▶

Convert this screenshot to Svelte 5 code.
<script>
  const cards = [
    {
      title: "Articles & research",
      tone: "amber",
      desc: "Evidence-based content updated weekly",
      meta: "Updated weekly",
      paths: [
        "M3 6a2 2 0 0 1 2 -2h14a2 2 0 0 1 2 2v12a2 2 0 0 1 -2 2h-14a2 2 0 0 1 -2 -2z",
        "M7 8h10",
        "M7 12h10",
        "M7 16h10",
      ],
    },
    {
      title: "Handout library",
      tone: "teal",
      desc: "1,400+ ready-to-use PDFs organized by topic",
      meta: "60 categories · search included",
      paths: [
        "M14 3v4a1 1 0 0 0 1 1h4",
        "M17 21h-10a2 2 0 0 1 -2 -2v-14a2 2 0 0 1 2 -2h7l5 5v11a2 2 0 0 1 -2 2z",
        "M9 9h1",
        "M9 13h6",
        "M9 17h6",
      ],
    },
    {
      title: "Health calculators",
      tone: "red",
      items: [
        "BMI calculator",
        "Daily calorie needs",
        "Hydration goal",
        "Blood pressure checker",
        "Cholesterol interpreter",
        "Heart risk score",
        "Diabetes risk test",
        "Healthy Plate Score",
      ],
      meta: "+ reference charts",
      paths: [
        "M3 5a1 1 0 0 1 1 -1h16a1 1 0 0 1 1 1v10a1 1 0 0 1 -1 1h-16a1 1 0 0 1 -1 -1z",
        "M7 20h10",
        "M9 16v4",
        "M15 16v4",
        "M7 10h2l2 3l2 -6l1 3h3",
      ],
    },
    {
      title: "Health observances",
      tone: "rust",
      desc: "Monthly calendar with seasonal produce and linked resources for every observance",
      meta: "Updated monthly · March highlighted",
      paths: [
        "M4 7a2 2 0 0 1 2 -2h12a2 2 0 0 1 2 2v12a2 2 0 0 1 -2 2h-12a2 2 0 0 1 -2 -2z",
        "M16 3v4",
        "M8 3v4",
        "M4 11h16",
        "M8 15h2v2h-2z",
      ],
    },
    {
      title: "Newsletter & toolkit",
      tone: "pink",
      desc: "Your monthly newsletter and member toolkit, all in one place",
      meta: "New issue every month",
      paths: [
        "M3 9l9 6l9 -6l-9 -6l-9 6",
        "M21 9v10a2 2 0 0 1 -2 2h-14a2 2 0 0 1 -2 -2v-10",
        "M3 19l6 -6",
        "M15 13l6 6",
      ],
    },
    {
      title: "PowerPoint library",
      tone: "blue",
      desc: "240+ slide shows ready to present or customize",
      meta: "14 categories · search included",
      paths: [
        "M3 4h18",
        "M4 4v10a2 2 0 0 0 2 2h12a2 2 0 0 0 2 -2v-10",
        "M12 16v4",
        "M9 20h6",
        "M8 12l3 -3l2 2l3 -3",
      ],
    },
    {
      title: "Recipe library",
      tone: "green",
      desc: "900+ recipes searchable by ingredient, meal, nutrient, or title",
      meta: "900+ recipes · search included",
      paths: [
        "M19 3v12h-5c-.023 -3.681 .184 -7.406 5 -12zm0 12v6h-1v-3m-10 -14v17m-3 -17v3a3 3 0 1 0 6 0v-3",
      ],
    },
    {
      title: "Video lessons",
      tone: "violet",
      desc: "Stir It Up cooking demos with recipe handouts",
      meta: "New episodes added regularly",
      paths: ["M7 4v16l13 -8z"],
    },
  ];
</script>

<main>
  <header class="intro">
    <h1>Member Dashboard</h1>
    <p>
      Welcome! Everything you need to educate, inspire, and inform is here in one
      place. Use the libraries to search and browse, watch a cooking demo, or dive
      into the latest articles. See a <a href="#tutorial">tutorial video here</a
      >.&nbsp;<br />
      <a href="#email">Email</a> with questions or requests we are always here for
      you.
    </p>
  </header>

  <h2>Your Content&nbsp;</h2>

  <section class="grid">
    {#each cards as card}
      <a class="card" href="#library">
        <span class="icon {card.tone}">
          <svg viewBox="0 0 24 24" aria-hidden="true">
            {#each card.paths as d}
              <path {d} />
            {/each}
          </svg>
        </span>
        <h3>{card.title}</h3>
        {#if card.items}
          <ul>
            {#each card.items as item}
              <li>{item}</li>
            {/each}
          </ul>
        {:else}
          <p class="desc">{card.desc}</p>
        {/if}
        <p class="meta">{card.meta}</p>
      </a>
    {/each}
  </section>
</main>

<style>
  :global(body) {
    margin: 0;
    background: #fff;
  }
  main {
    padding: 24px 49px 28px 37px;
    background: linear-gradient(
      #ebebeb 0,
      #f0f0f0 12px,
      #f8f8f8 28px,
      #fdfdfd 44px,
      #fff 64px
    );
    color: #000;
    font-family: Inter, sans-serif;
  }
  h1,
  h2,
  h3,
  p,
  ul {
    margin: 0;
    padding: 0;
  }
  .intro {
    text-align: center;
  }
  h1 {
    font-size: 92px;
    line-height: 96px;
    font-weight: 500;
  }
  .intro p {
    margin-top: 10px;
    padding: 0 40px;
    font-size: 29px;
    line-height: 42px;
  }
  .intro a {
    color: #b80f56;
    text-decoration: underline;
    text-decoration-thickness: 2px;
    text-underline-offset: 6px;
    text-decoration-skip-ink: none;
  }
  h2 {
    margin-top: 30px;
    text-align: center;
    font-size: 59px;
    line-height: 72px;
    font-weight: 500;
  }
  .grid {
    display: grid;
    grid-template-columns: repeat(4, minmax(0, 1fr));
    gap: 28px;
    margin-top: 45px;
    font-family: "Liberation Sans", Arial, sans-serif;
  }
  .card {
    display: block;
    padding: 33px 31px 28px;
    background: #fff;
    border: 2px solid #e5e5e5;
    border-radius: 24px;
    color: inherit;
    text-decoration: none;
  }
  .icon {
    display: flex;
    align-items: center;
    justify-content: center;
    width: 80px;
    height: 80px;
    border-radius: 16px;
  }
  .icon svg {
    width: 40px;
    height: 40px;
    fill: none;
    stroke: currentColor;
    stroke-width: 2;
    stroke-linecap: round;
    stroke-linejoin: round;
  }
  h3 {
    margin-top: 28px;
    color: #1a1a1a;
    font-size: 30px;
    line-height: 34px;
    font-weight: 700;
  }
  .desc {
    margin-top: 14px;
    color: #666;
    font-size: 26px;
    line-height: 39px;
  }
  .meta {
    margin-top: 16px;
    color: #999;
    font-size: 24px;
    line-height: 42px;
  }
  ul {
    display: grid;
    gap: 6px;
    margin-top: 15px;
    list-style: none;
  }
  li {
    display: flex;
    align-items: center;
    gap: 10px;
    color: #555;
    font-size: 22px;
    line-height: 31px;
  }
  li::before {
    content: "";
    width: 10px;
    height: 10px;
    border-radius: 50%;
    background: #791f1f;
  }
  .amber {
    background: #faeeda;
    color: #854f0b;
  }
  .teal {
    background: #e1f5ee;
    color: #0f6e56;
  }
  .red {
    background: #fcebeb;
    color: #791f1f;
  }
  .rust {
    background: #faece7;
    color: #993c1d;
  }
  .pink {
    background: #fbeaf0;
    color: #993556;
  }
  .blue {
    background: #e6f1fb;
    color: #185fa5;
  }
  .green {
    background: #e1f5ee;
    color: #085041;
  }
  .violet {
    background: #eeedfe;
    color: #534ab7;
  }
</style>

◀
▶

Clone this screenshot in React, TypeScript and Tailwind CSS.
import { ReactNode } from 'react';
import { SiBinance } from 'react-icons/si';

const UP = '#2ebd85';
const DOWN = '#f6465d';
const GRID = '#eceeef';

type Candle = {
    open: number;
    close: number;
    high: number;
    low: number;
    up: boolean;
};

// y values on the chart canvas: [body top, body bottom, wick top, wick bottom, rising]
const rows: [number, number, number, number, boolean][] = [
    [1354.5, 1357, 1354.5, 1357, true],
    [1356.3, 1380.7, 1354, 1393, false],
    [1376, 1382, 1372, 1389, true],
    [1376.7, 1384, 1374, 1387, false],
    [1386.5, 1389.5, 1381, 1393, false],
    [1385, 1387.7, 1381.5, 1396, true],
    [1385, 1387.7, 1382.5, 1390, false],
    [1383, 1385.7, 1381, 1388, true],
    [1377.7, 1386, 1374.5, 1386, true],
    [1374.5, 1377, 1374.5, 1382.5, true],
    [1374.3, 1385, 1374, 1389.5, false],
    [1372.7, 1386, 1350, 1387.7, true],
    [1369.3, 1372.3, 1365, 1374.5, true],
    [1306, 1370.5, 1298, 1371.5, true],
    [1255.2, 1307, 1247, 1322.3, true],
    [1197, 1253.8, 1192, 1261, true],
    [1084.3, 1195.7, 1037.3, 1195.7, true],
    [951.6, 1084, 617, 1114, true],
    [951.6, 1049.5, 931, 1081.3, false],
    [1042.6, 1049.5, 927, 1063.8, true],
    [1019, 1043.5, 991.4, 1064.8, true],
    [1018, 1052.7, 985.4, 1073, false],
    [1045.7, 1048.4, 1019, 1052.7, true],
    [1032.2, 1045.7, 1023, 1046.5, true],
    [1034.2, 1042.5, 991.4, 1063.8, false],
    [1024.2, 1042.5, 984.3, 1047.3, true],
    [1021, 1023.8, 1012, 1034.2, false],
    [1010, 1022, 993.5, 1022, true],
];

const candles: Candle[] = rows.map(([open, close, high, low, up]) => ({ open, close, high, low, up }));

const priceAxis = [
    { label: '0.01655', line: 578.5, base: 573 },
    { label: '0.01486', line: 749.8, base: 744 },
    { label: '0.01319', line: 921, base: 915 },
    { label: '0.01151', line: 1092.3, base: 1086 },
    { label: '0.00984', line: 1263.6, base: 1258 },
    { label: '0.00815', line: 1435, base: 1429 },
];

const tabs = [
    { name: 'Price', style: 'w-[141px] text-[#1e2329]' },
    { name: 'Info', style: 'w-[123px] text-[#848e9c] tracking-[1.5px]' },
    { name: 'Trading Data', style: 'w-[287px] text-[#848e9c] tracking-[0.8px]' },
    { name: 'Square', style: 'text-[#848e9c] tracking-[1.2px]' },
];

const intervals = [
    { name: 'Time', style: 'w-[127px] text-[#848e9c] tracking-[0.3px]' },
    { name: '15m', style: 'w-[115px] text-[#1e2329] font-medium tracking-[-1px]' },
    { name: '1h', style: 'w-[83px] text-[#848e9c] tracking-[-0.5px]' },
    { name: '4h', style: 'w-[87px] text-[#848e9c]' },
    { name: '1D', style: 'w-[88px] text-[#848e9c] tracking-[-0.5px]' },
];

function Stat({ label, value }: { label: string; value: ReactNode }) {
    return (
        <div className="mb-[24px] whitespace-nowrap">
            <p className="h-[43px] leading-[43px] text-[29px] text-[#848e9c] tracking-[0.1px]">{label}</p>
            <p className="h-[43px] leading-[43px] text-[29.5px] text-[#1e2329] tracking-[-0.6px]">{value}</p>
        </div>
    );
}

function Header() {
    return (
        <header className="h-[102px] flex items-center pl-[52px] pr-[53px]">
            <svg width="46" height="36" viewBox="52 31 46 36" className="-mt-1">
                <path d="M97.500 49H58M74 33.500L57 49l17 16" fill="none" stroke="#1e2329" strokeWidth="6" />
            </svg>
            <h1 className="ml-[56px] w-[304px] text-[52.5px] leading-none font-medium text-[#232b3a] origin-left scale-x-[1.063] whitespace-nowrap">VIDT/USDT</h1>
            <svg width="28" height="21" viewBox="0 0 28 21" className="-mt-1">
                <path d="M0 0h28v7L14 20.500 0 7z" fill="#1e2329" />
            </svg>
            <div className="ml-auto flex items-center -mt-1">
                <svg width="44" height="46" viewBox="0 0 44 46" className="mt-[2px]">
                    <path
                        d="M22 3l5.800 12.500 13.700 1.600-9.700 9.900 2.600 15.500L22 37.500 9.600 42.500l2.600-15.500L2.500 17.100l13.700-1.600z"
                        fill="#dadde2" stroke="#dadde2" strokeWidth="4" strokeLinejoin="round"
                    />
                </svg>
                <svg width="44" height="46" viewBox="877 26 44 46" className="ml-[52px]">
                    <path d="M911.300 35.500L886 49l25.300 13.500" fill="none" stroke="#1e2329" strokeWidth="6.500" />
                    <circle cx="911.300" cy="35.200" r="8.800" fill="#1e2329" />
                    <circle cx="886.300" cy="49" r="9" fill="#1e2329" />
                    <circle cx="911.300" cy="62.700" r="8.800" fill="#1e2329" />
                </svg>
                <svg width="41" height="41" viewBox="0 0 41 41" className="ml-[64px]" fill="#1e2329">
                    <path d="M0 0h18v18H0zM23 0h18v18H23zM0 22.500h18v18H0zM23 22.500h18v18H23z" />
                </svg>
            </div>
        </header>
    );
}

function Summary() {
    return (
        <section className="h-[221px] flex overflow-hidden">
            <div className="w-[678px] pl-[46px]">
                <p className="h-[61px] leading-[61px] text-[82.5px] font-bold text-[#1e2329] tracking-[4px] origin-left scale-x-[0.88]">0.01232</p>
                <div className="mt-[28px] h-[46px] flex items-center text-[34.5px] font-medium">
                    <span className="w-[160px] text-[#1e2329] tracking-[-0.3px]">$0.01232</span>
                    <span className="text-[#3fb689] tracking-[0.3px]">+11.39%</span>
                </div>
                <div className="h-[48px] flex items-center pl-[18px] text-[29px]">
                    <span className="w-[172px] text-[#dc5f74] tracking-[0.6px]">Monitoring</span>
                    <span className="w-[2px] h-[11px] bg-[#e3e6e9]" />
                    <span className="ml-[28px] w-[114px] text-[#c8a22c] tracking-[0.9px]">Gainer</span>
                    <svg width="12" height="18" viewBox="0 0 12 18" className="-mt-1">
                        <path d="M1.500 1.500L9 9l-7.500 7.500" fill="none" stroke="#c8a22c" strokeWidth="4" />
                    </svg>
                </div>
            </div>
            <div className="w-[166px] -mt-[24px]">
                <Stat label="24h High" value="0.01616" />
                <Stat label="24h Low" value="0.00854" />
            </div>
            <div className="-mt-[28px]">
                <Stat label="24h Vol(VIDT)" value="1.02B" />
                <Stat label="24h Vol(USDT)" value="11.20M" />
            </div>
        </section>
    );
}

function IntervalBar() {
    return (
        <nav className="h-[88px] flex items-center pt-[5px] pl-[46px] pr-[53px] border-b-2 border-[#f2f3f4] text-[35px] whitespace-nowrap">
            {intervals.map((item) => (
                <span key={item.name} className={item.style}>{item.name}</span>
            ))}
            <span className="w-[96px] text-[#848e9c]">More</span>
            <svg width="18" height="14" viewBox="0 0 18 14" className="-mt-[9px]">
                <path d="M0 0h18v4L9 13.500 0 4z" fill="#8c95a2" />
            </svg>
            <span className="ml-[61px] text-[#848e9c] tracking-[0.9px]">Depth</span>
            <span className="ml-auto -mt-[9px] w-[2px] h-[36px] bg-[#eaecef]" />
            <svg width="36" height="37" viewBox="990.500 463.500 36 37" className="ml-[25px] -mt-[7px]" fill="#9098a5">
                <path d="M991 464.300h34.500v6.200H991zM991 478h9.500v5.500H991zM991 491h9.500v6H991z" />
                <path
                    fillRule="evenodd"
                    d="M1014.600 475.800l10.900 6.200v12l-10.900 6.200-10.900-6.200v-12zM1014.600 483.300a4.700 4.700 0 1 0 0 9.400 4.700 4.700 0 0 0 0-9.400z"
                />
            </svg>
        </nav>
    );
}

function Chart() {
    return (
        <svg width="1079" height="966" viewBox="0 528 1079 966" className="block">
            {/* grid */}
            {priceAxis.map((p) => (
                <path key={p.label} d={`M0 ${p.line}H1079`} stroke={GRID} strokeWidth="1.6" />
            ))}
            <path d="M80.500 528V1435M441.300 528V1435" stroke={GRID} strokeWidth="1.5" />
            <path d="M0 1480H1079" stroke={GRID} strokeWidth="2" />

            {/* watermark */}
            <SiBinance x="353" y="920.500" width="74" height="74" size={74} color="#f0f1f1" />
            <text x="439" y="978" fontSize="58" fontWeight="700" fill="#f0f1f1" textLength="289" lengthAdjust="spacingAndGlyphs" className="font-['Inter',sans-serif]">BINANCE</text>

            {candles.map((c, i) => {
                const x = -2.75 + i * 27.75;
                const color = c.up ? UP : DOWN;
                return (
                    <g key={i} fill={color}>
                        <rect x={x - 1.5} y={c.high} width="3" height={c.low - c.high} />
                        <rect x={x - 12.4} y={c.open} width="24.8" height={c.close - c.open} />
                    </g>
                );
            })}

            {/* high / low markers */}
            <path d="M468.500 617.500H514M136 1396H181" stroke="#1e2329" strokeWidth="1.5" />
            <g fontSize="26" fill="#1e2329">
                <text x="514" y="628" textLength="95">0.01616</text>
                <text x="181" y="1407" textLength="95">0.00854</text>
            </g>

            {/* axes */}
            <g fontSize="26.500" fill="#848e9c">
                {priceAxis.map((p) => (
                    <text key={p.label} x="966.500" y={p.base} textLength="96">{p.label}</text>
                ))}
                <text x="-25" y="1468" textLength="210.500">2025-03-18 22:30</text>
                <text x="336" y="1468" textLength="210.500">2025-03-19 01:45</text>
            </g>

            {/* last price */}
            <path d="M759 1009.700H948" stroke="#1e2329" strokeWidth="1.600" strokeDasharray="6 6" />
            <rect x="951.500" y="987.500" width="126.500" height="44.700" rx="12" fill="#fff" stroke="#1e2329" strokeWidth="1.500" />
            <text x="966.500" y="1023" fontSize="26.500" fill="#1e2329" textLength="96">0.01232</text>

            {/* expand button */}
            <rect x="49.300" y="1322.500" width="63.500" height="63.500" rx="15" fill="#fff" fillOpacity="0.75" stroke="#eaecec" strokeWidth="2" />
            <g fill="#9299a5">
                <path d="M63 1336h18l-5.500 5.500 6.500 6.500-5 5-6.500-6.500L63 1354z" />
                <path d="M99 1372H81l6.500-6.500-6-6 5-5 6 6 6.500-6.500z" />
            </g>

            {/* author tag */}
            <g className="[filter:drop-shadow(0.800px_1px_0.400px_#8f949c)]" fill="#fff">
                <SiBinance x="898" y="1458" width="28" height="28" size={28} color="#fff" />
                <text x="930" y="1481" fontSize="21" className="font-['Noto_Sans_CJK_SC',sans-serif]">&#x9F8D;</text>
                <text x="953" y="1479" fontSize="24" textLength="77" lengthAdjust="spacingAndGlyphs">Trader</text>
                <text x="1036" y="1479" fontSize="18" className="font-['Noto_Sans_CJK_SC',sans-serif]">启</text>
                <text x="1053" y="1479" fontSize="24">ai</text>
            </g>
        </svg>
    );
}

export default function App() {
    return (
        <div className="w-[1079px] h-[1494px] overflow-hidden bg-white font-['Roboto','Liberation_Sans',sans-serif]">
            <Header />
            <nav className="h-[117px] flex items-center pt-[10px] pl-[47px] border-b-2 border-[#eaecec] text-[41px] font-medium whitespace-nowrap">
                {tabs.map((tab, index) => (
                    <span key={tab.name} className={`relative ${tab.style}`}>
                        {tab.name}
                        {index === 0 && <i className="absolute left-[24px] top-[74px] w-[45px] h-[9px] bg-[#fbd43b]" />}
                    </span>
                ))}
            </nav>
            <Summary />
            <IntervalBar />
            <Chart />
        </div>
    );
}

◀
▶

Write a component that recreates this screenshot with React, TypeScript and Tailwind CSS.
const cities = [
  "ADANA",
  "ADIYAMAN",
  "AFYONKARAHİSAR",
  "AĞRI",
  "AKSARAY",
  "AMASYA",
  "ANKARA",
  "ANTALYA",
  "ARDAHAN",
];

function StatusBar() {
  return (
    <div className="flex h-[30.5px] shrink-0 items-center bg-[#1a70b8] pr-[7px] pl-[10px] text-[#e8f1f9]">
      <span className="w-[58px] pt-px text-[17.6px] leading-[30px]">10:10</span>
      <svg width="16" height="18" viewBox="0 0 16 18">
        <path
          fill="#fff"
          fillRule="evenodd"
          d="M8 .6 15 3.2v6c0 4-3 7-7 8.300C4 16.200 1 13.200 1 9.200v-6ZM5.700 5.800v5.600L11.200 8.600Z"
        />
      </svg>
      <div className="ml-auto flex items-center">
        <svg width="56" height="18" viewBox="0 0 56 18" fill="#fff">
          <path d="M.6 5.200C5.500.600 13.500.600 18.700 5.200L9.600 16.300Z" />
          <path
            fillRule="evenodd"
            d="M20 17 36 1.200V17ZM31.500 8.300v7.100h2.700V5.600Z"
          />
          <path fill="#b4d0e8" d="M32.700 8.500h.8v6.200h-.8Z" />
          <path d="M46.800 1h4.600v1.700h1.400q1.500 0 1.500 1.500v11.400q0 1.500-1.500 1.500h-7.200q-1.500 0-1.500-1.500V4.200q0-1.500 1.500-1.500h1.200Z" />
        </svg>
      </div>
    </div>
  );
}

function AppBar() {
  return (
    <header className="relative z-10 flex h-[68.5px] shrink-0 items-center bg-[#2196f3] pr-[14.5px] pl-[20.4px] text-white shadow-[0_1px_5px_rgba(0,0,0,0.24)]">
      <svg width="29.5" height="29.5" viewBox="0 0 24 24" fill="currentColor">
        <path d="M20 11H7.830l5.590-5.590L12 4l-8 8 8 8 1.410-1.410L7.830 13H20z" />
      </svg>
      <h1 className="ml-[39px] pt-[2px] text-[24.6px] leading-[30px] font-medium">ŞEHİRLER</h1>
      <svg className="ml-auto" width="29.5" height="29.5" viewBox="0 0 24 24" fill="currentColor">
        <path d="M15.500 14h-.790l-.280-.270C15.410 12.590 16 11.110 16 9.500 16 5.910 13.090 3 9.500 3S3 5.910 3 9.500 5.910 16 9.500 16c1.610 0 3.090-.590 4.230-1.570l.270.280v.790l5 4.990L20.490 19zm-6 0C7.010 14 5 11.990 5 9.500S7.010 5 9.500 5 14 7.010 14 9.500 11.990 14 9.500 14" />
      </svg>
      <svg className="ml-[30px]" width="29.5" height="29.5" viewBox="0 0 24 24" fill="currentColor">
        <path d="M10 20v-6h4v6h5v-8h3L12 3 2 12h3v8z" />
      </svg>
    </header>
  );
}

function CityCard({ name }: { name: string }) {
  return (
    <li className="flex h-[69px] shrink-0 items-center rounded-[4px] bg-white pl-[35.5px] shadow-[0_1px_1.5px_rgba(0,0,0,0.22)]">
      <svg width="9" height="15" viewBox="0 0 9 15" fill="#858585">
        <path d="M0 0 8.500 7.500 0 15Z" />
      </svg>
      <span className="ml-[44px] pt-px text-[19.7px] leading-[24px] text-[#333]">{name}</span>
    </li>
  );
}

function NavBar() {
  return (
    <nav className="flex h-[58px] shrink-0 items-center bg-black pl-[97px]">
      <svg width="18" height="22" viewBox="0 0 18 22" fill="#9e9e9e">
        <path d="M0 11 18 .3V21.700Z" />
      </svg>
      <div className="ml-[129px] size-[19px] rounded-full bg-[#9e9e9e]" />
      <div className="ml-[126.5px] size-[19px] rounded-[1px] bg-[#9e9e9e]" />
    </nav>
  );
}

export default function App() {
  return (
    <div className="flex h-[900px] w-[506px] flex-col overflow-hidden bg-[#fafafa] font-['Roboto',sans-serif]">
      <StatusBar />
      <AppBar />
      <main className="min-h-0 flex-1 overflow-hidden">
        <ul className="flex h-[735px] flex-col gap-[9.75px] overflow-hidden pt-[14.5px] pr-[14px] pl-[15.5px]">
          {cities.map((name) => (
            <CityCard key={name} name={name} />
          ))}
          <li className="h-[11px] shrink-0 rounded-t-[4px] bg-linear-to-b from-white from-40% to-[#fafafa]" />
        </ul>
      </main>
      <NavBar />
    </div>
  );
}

◀

Everything from the line containing "Clone this screenshot" down to the line containing "const candles: Candle[]" should be repeated exactly, with both end lines kept and no other lines added.

* Full output *
Clone this screenshot in React, TypeScript and Tailwind CSS.
import { ReactNode } from 'react';
import { SiBinance } from 'react-icons/si';

const UP = '#2ebd85';
const DOWN = '#f6465d';
const GRID = '#eceeef';

type Candle = {
    open: number;
    close: number;
    high: number;
    low: number;
    up: boolean;
};

// y values on the chart canvas: [body top, body bottom, wick top, wick bottom, rising]
const rows: [number, number, number, number, boolean][] = [
    [1354.5, 1357, 1354.5, 1357, true],
    [1356.3, 1380.7, 1354, 1393, false],
    [1376, 1382, 1372, 1389, true],
    [1376.7, 1384, 1374, 1387, false],
    [1386.5, 1389.5, 1381, 1393, false],
    [1385, 1387.7, 1381.5, 1396, true],
    [1385, 1387.7, 1382.5, 1390, false],
    [1383, 1385.7, 1381, 1388, true],
    [1377.7, 1386, 1374.5, 1386, true],
    [1374.5, 1377, 1374.5, 1382.5, true],
    [1374.3, 1385, 1374, 1389.5, false],
    [1372.7, 1386, 1350, 1387.7, true],
    [1369.3, 1372.3, 1365, 1374.5, true],
    [1306, 1370.5, 1298, 1371.5, true],
    [1255.2, 1307, 1247, 1322.3, true],
    [1197, 1253.8, 1192, 1261, true],
    [1084.3, 1195.7, 1037.3, 1195.7, true],
    [951.6, 1084, 617, 1114, true],
    [951.6, 1049.5, 931, 1081.3, false],
    [1042.6, 1049.5, 927, 1063.8, true],
    [1019, 1043.5, 991.4, 1064.8, true],
    [1018, 1052.7, 985.4, 1073, false],
    [1045.7, 1048.4, 1019, 1052.7, true],
    [1032.2, 1045.7, 1023, 1046.5, true],
    [1034.2, 1042.5, 991.4, 1063.8, false],
    [1024.2, 1042.5, 984.3, 1047.3, true],
    [1021, 1023.8, 1012, 1034.2, false],
    [1010, 1022, 993.5, 1022, true],
];

const candles: Candle[] = rows.map(([open, close, high, low, up]) => ({ open, close, high, low, up }));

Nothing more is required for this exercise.